**DATASET ROWS**
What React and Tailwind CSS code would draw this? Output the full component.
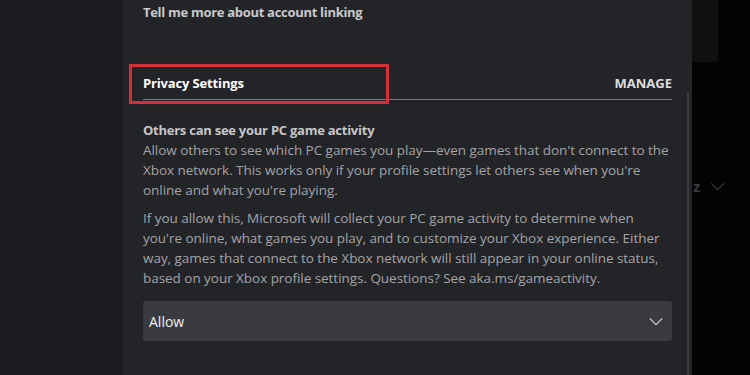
import React from 'react';

const Chevron = ({ className }) => (
  <svg viewBox="0 0 16 10" className={className} fill="none" stroke="currentColor" strokeWidth="1.4">
    <path d="M1 1.5l7 7 7-7" />
  </svg>
);

const App = () => {
  return (
    <div className="flex h-[375px] w-[750px] overflow-hidden bg-[#030303] font-['Open_Sans','Noto_Sans',sans-serif]">
      {/* fond gauche */}
      <div className="w-[123px] shrink-0 bg-[#1c1d20]" />

      {/* panneau */}
      <div className="relative flex w-[569px] shrink-0 bg-[#232428]">
        <div className="ml-[20px] w-[529px] shrink-0">
          <div className="pt-[3px] text-[13px] font-bold leading-[18px] tracking-[-0.3px] text-[#c9c9cb]">
            Tell me more about account linking
          </div>

          <div className="mt-[51px] flex h-[28px] items-center justify-between border-b border-[#77787c] pb-[6px]">
            <span className="text-[13px] font-bold leading-[18px] tracking-[-0.15px] text-white">Privacy Settings</span>
            <span className="text-[13px] font-bold leading-[18px] text-[#dedede]">MANAGE</span>
          </div>

          <div className="mt-[21px] text-[13px] font-bold leading-[18px] tracking-[-0.25px] text-[#c6c6c8]">
            Others can see your PC game activity
          </div>
          <p className="mt-[1px] text-[13.5px] leading-[20px] tracking-[-0.04px] text-[#a3a3a6]">
            Allow others to see which PC games you play—even games that don't connect to the Xbox network. This works only if your profile settings let others see when you're online and what you're playing.
          </p>
          <p className="mt-[8px] text-[13.5px] leading-[20px] tracking-[-0.04px] text-[#a3a3a6]">
            If you allow this, Microsoft will collect your PC game activity to determine when you're online, what games you play, and to customize your Xbox experience. Either way, games that connect to the Xbox network will still appear in your online status, based on your Xbox profile settings. Questions? See aka.ms/gameactivity.
          </p>

          <div className="mt-[13px] flex h-[40px] items-center justify-between rounded-[3px] bg-[#3a3b40] pl-[6px] pr-[9px]">
            <span className="text-[14px] text-[#f2f2f2]">Allow</span>
            <Chevron className="h-[9px] w-[14px] text-[#cfcfd2]" />
          </div>
        </div>

        {/* barre de défilement */}
        <div className="ml-[15px] mt-[93px] h-[282px] w-[2px] bg-[#3c3d41]" />

        {/* annotation */}
        <div className="absolute left-[6px] top-[64px] h-[40px] w-[260px] border-[3px] border-[#d3303a]" />
      </div>

      {/* fond droit */}
      <div className="flex w-[58px] shrink-0 flex-col">
        <div className="h-[62px] w-[26px] bg-[#0f0f10]" />
        <div className="ml-[1px] mt-[116px] flex items-center gap-[10px] text-[#3a3a3c]">
          <span className="text-[15px] font-bold leading-[16px]">z</span>
          <Chevron className="h-[9px] w-[15px]" />
        </div>
      </div>
    </div>
  );
};

export default App;
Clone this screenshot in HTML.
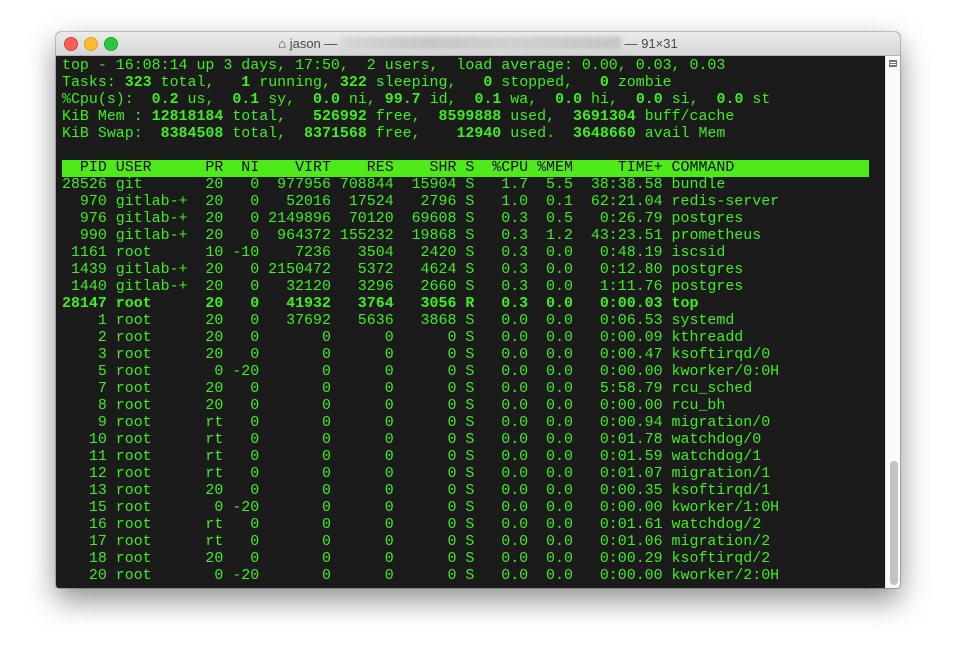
<!DOCTYPE html>
<html><head><meta charset="utf-8"><style>
html,body{margin:0;padding:0;width:956px;height:668px;background:#fff;overflow:hidden}
.win{position:absolute;left:56px;top:32px;width:844px;height:556px;border-radius:5px 5px 3px 3px;background:#1b1b1b;box-shadow:0 12px 30px rgba(0,0,0,.45),0 0 0 1px rgba(0,0,0,.2);overflow:hidden}
.tb{position:absolute;left:0;top:0;width:844px;height:23px;background:linear-gradient(#ebebeb,#d5d5d5);border-bottom:1px solid #b4b4b4}
.dot{position:absolute;top:5px;width:12px;height:12px;border-radius:50%}
.title{position:absolute;left:0;right:0;top:4px;text-align:center;font:13px "Liberation Sans",sans-serif;color:#4a4a4a}
.blur{display:inline-block;width:280px;height:12px;vertical-align:-1px;background:linear-gradient(90deg,#d6d6d6,#c6c6c6 30%,#cfcfcf 60%,#c4c4c4);filter:blur(2px)}
.sb{position:absolute;left:829px;top:24px;width:15px;height:532px;background:#fafafa;border-left:1px solid #e4e4e4}
.thumb{position:absolute;left:4px;top:405px;width:8px;height:124px;border-radius:4px;background:#c2c2c2}
pre{position:absolute;left:6px;top:25.5px;margin:0;font:14.95px/17px "Liberation Mono",monospace;color:#3fee1c;white-space:pre}
b{font-weight:bold}
.hd{background:#4eea1a;color:#0a0a0a;display:inline-block}
</style></head><body>
<div class="win">
<div class="tb">
<div class="dot" style="left:8px;background:#fc5f57;border:0.5px solid #de3f38"></div>
<div class="dot" style="left:28px;background:#fdbc2e;border:0.5px solid #dd9f20"></div>
<div class="dot" style="left:48px;background:#28c840;border:0.5px solid #1aab2a"></div>
<div class="title">⌂ jason — <span class="blur"></span> — 91×31</div>
</div>
<pre>top - 16:08:14 up 3 days, 17:50,  2 users,  load average: 0.00, 0.03, 0.03
Tasks: <b>323</b> total,   <b>1</b> running, <b>322</b> sleeping,   <b>0</b> stopped,   <b>0</b> zombie
%Cpu(s):  <b>0.2</b> us,  <b>0.1</b> sy,  <b>0.0</b> ni, <b>99.7</b> id,  <b>0.1</b> wa,  <b>0.0</b> hi,  <b>0.0</b> si,  <b>0.0</b> st
KiB Mem : <b>12818184</b> total,   <b>526992</b> free,  <b>8599888</b> used,  <b>3691304</b> buff/cache
KiB Swap:  <b>8384508</b> total,  <b>8371568</b> free,    <b>12940</b> used.  <b>3648660</b> avail Mem

<span class="hd">  PID USER      PR  NI    VIRT    RES    SHR S  %CPU %MEM     TIME+ COMMAND               </span>
28526 git       20   0  977956 708844  15904 S   1.7  5.5  38:38.58 bundle
  970 gitlab-+  20   0   52016  17524   2796 S   1.0  0.1  62:21.04 redis-server
  976 gitlab-+  20   0 2149896  70120  69608 S   0.3  0.5   0:26.79 postgres
  990 gitlab-+  20   0  964372 155232  19868 S   0.3  1.2  43:23.51 prometheus
 1161 root      10 -10    7236   3504   2420 S   0.3  0.0   0:48.19 iscsid
 1439 gitlab-+  20   0 2150472   5372   4624 S   0.3  0.0   0:12.80 postgres
 1440 gitlab-+  20   0   32120   3296   2660 S   0.3  0.0   1:11.76 postgres
<b>28147 root      20   0   41932   3764   3056 R   0.3  0.0   0:00.03 top</b>
    1 root      20   0   37692   5636   3868 S   0.0  0.0   0:06.53 systemd
    2 root      20   0       0      0      0 S   0.0  0.0   0:00.09 kthreadd
    3 root      20   0       0      0      0 S   0.0  0.0   0:00.47 ksoftirqd/0
    5 root       0 -20       0      0      0 S   0.0  0.0   0:00.00 kworker/0:0H
    7 root      20   0       0      0      0 S   0.0  0.0   5:58.79 rcu_sched
    8 root      20   0       0      0      0 S   0.0  0.0   0:00.00 rcu_bh
    9 root      rt   0       0      0      0 S   0.0  0.0   0:00.94 migration/0
   10 root      rt   0       0      0      0 S   0.0  0.0   0:01.78 watchdog/0
   11 root      rt   0       0      0      0 S   0.0  0.0   0:01.59 watchdog/1
   12 root      rt   0       0      0      0 S   0.0  0.0   0:01.07 migration/1
   13 root      20   0       0      0      0 S   0.0  0.0   0:00.35 ksoftirqd/1
   15 root       0 -20       0      0      0 S   0.0  0.0   0:00.00 kworker/1:0H
   16 root      rt   0       0      0      0 S   0.0  0.0   0:01.61 watchdog/2
   17 root      rt   0       0      0      0 S   0.0  0.0   0:01.06 migration/2
   18 root      20   0       0      0      0 S   0.0  0.0   0:00.29 ksoftirqd/2
   20 root       0 -20       0      0      0 S   0.0  0.0   0:00.00 kworker/2:0H</pre>
<div class="sb"><div style="position:absolute;left:3px;top:4px;width:8px;height:7px;border:1px solid #777;box-sizing:border-box;background:repeating-linear-gradient(#777 0 1px,#fff 1px 2px)"></div><div class="thumb"></div></div>
</div>
</body></html>
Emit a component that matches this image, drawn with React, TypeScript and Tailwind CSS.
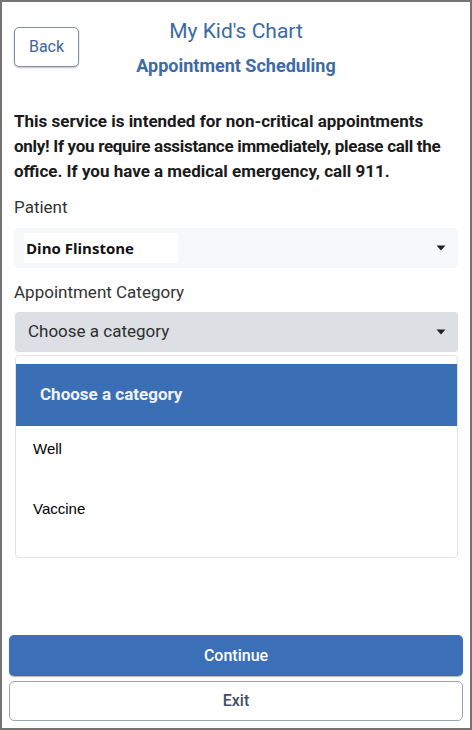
import React from "react";

function Caret() {
  return (
    <svg width="10" height="6" viewBox="0 0 10 6" className="shrink-0">
      <path d="M0.5 0.5 L9.5 0.5 L5 5.5 Z" fill="#222" />
    </svg>
  );
}

export default function App() {
  return (
    <div
      className="w-[472px] h-[730px] bg-white border-2 border-[#747474] flex flex-col box-border"
      style={{ fontFamily: "Roboto, 'Noto Sans', sans-serif" }}
    >
      <div className="px-[12px] flex flex-col flex-1">
        {/* Header */}
        <div className="grid grid-cols-[1fr_auto_1fr] pt-[15px]">
          <div className="pt-[10px]">
            <button className="w-[65px] h-[40px] rounded-[5px] border border-[#7f90a8] shadow-[0_1px_2px_rgba(0,0,0,0.25)] text-[#3d6699] text-[16px] bg-white">
              Back
            </button>
          </div>
          <div className="flex flex-col items-center">
            <div className="text-[21px] leading-[28px] text-[#3b6aa5]">My Kid's Chart</div>
            <div className="text-[18px] leading-[26px] font-bold text-[#3b6aa5] mt-[8px]">
              Appointment Scheduling
            </div>
          </div>
          <div />
        </div>

        {/* Warning */}
        <p className="mt-[30px] text-[17px] leading-[25px] font-bold text-[#1a1a1a] whitespace-nowrap">
          <span className="block">This service is intended for non-critical appointments</span>
          <span className="block tracking-[-0.3px]">
            only! If you require assistance immediately, please call the
          </span>
          <span className="block">office. If you have a medical emergency, call 911.</span>
        </p>

        <div className="mt-[11px] text-[17px] leading-[24px] text-[#333]">Patient</div>
        <div className="mt-[9px] h-[40px] bg-[#f7f8fa] rounded-[4px] flex items-center pl-[10px] pr-[12px]">
          <div
            className="bg-white w-[154px] h-[30px] flex items-center pl-[2px] text-[15px] font-bold text-[#111]"
            style={{ fontFamily: "'Open Sans', 'Noto Sans', sans-serif" }}
          >
            Dino Flinstone
          </div>
          <div className="flex-1" />
          <Caret />
        </div>

        <div className="mt-[12px] text-[17px] leading-[24px] text-[#333]">Appointment Category</div>
        <div className="mt-[8px] ml-[1px] h-[40px] bg-[#dcdfe3] rounded-[4px] flex items-center pl-[13px] pr-[12px] text-[17px] text-[#2e2e2e]">
          <span className="flex-1">Choose a category</span>
          <Caret />
        </div>

        {/* Dropdown */}
        <div className="mt-[3px] ml-[1px] h-[203px] border border-[#dfe3e8] rounded-[4px] pt-[8px] bg-white">
          <div className="h-[62px] bg-[#3b6fb5] flex items-center pl-[24px] text-[17px] font-bold text-[#eef3fa]">
            Choose a category
          </div>
          <div
            className="h-[60px] pt-[14px] pl-[17px] text-[15px] leading-[18px] text-black"
            style={{ fontFamily: "'Liberation Sans', Arial, sans-serif" }}
          >
            Well
          </div>
          <div
            className="h-[60px] pt-[14px] pl-[17px] text-[15px] leading-[18px] text-black"
            style={{ fontFamily: "'Liberation Sans', Arial, sans-serif" }}
          >
            Vaccine
          </div>
        </div>

        <div className="flex-1" />
      </div>

      {/* Bottom buttons */}
      <div className="px-[7px] pb-[7px] flex flex-col gap-[5px]">
        <button className="h-[41px] w-full rounded-[5px] bg-[#3b6fb8] text-white text-[16px] font-medium shadow-[0_1px_1px_rgba(0,0,0,0.3)]">
          Continue
        </button>
        <button className="h-[40px] w-[454px] rounded-[5px] border-[1.5px] border-[#9aa3b0] bg-white text-[#3f4f66] text-[16px] font-medium">
          Exit
        </button>
      </div>
    </div>
  );
}
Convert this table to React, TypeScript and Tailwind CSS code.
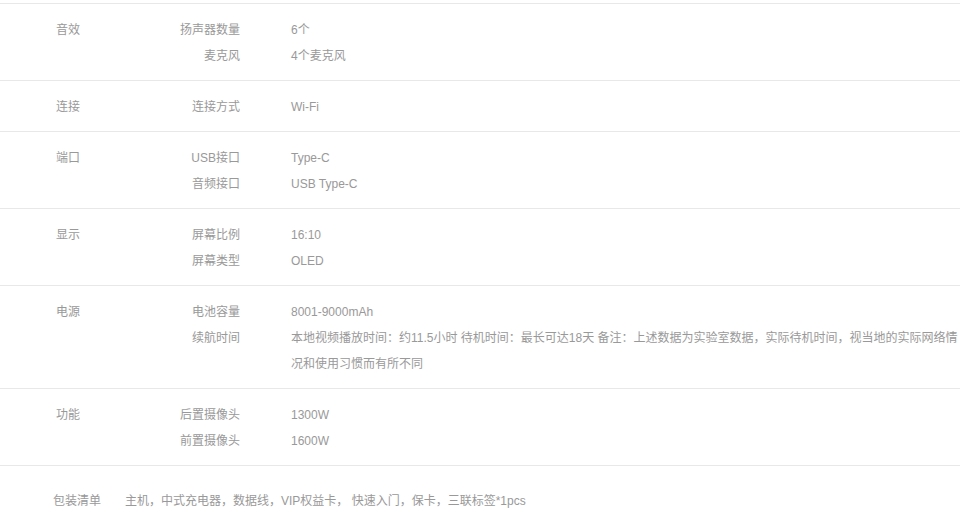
import React from 'react';

interface Spec {
  category: string;
  items: { label: string; value: string }[];
}

const specs: Spec[] = [
  {
    category: '音效',
    items: [
      { label: '扬声器数量', value: '6个' },
      { label: '麦克风', value: '4个麦克风' },
    ],
  },
  { category: '连接', items: [{ label: '连接方式', value: 'Wi-Fi' }] },
  {
    category: '端口',
    items: [
      { label: 'USB接口', value: 'Type-C' },
      { label: '音频接口', value: 'USB Type-C' },
    ],
  },
  {
    category: '显示',
    items: [
      { label: '屏幕比例', value: '16:10' },
      { label: '屏幕类型', value: 'OLED' },
    ],
  },
  {
    category: '电源',
    items: [
      { label: '电池容量', value: '8001-9000mAh' },
      {
        label: '续航时间',
        value:
          '本地视频播放时间：约11.5小时 待机时间：最长可达18天 备注：上述数据为实验室数据，实际待机时间，视当地的实际网络情况和使用习惯而有所不同',
      },
    ],
  },
  {
    category: '功能',
    items: [
      { label: '后置摄像头', value: '1300W' },
      { label: '前置摄像头', value: '1600W' },
    ],
  },
];

export default function App() {
  return (
    <div
      className="min-h-screen bg-white pt-[3px] text-[12px] leading-[26px] text-[#999]"
      style={{ fontFamily: '"Liberation Sans", "Noto Sans CJK SC", sans-serif' }}
    >
      <div className="w-[960px] border-t border-[#e8e8e8]">
        {specs.map(spec => (
          <div key={spec.category} className="flex border-b border-[#e8e8e8] pt-[13px] pb-[11px]">
            <div className="w-[180px] shrink-0 pl-[56px]">{spec.category}</div>
            <div className="flex flex-1 flex-col">
              {spec.items.map(item => (
                <div key={item.label} className="flex">
                  <div className="w-[60px] shrink-0 whitespace-nowrap text-right">{item.label}</div>
                  <div className="w-[670px] pl-[51px] box-content">{item.value}</div>
                </div>
              ))}
            </div>
          </div>
        ))}
        <div className="flex pl-[53px] pt-[22px]">
          <div className="w-[72px] shrink-0">包装清单</div>
          <div>主机，中式充电器，数据线，VIP权益卡， 快速入门，保卡，三联标签*1pcs</div>
        </div>
      </div>
    </div>
  );
}
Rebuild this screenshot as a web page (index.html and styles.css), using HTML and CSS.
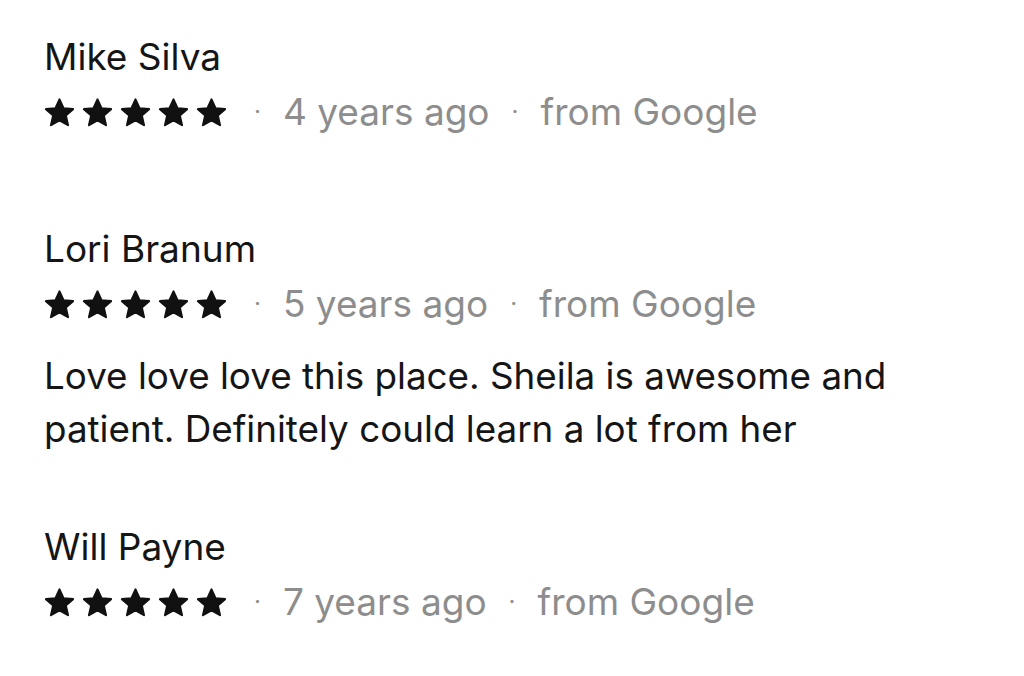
FILE: index.html
```html
<!DOCTYPE html>
<html lang="en">
<head>
    <meta charset="UTF-8">
    <title>Reviews</title>
    <link rel="stylesheet" href="styles.css">
</head>
<body>

<svg width="0" height="0" class="defs">
    <symbol id="star" viewBox="0 0 24 24">
        <path d="M12 1.8l3.1 6.9 7.4.7-5.6 5 1.7 7.4L12 18l-6.6 3.8 1.7-7.4-5.6-5 7.4-.7z" stroke-linejoin="round"/>
    </symbol>
</svg>

<div class="reviews">
    <div class="review">
        <div class="name">Mike Silva</div>
        <div class="meta">
            <span class="stars">
                <svg><use href="#star"/></svg><svg><use href="#star"/></svg><svg><use href="#star"/></svg><svg><use href="#star"/></svg><svg><use href="#star"/></svg>
            </span>
            <span class="dot">·</span>
            <span>4 years ago</span>
            <span class="dot">·</span>
            <span>from Google</span>
        </div>
    </div>

    <div class="review">
        <div class="name">Lori Branum</div>
        <div class="meta">
            <span class="stars">
                <svg><use href="#star"/></svg><svg><use href="#star"/></svg><svg><use href="#star"/></svg><svg><use href="#star"/></svg><svg><use href="#star"/></svg>
            </span>
            <span class="dot">·</span>
            <span>5 years ago</span>
            <span class="dot">·</span>
            <span>from Google</span>
        </div>
        <p class="text">Love love love this place. Sheila is awesome and patient. Definitely could learn a lot from her</p>
    </div>

    <div class="review">
        <div class="name">Will Payne</div>
        <div class="meta">
            <span class="stars">
                <svg><use href="#star"/></svg><svg><use href="#star"/></svg><svg><use href="#star"/></svg><svg><use href="#star"/></svg><svg><use href="#star"/></svg>
            </span>
            <span class="dot">·</span>
            <span>7 years ago</span>
            <span class="dot">·</span>
            <span>from Google</span>
        </div>
    </div>
</div>

</body>
</html>
```

FILE: styles.css
```css
body {
    margin: 0;
    background: #fff;
    font-family: Inter, "Noto Sans", sans-serif;
    color: #151515;
}
.defs {
    position: absolute;
}
.reviews {
    padding: 36px 44px;
    display: flex;
    flex-direction: column;
    gap: 71px;
}
.name {
    font-size: 37px;
    line-height: 42px;
}
.meta {
    display: flex;
    align-items: center;
    gap: 22px;
    margin: 12px 0 23px;
    font-size: 37px;
    line-height: 44px;
    color: #8d8d8d;
}
.stars {
    display: flex;
    gap: 7px;
    margin-right: 5px;
}
.stars svg {
    width: 31px;
    height: 31px;
    fill: #111;
    stroke: #111;
    stroke-width: 1.6;
}
.dot {
    font-size: 24px;
}
.text {
    margin: 13px 0 0;
    max-width: 900px;
    font-size: 36.8px;
    line-height: 53px;
}
```
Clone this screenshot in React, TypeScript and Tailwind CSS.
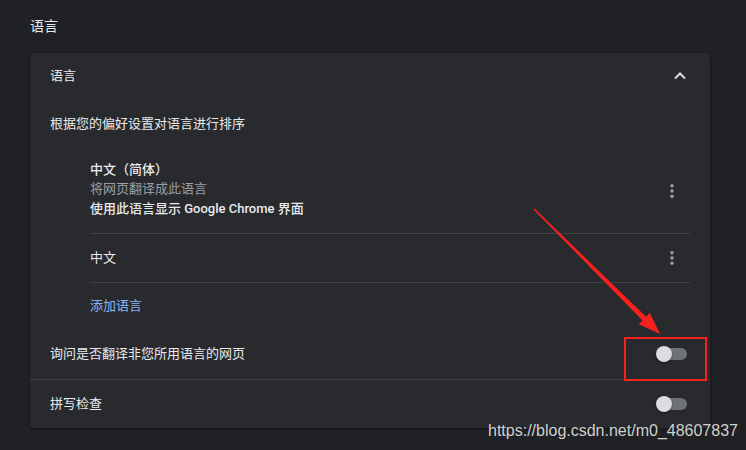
import React from "react";

const font = { fontFamily: 'Roboto, "Noto Sans CJK SC", "Liberation Sans", sans-serif' };

function Kebab() {
  return (
    <svg width="24" height="24" viewBox="0 0 24 24" className="mr-[6px]">
      <circle cx="12" cy="6.8" r="1.7" fill="#9aa0a6" />
      <circle cx="12" cy="12" r="1.7" fill="#9aa0a6" />
      <circle cx="12" cy="17.2" r="1.7" fill="#9aa0a6" />
    </svg>
  );
}

function Toggle() {
  return (
    <div className="relative w-[31px] h-[16px] mr-[23px]">
      <div className="absolute left-[3px] top-[2px] w-[28px] h-[12px] rounded-full bg-[#6f7377]" />
      <div className="absolute left-0 top-0 w-[16px] h-[16px] rounded-full bg-[#dadce0] shadow-[0_1px_2px_rgba(0,0,0,0.5)]" />
    </div>
  );
}

export default function App() {
  return (
    <div className="relative w-[746px] h-[450px] overflow-hidden bg-[#202124] text-[#e8eaed]" style={font}>
      <div className="pl-[30px] pt-[17px]">
        <div className="text-[14px] leading-[18px]">语言</div>
        <div className="mt-[18px] w-[680px] h-[375px] rounded-[4px] bg-[#292a2d] shadow-[0_1px_3px_rgba(0,0,0,0.45)] flex flex-col">
          <div className="h-[46px] flex items-center justify-between pl-[20px] pr-[20px] text-[13px]">
            <span>语言</span>
            <svg width="20" height="20" viewBox="0 0 20 20">
              <polyline points="5,12.5 10,7.5 15,12.5" fill="none" stroke="#dadce0" strokeWidth="2" />
            </svg>
          </div>
          <div className="h-[50px] flex items-center pl-[20px] text-[13px]">根据您的偏好设置对语言进行排序</div>
          <div className="ml-[60px] mr-[20px] flex flex-col">
            <div className="h-[85px] pt-[11px] flex items-center border-b border-[#3f4042]">
              <div className="flex-1 flex flex-col text-[13px] self-start">
                <div className="leading-[20px] font-medium">中文（简体）</div>
                <div className="leading-[18px] text-[#9aa0a6]">将网页翻译成此语言</div>
                <div className="leading-[22px] font-medium">使用此语言显示 Google Chrome 界面</div>
              </div>
              <div className="self-start mt-[19px]">
                <Kebab />
              </div>
            </div>
            <div className="h-[49px] flex items-center justify-between border-b border-[#3f4042] text-[13px]">
              <span>中文</span>
              <Kebab />
            </div>
            <div className="h-[45px] flex items-center text-[13px] text-[#8ab4f8]">添加语言</div>
          </div>
          <div className="h-[52px] flex items-center justify-between pl-[20px] text-[13px] border-b border-[#3f4042]">
            <span>询问是否翻译非您所用语言的网页</span>
            <Toggle />
          </div>
          <div className="flex-1 flex items-center justify-between pl-[20px] text-[13px]">
            <span>拼写检查</span>
            <Toggle />
          </div>
        </div>
      </div>

      <div className="absolute left-[624px] top-[337px] w-[83px] h-[44px] border-2 border-[#f5211c]" />
      <svg className="absolute left-0 top-0" width="746" height="450" viewBox="0 0 746 450">
        <polygon
          points="533.5,209.5 534.5,208.5 646.1,316.8 649.9,312.9 660,334 638.7,324.3 642.5,320.4"
          fill="#f5211c"
        />
      </svg>

      <div
        className="absolute left-[488px] top-[421px] text-[16px] leading-[20px] text-[#d0d0d0]"
        style={{ fontFamily: '"Liberation Sans", Arial, sans-serif' }}
      >
        https://blog.csdn.net/m0_48607837
      </div>
    </div>
  );
}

**WRITTEN INSTRUCTION**
From the entries, report each line that includes the word "TypeScript".

**THE ANSWER**
Emit a component that matches this image, drawn with React, TypeScript and Tailwind CSS.
Convert this table to React, TypeScript and Tailwind CSS code.
Clone this screenshot in React, TypeScript and Tailwind CSS.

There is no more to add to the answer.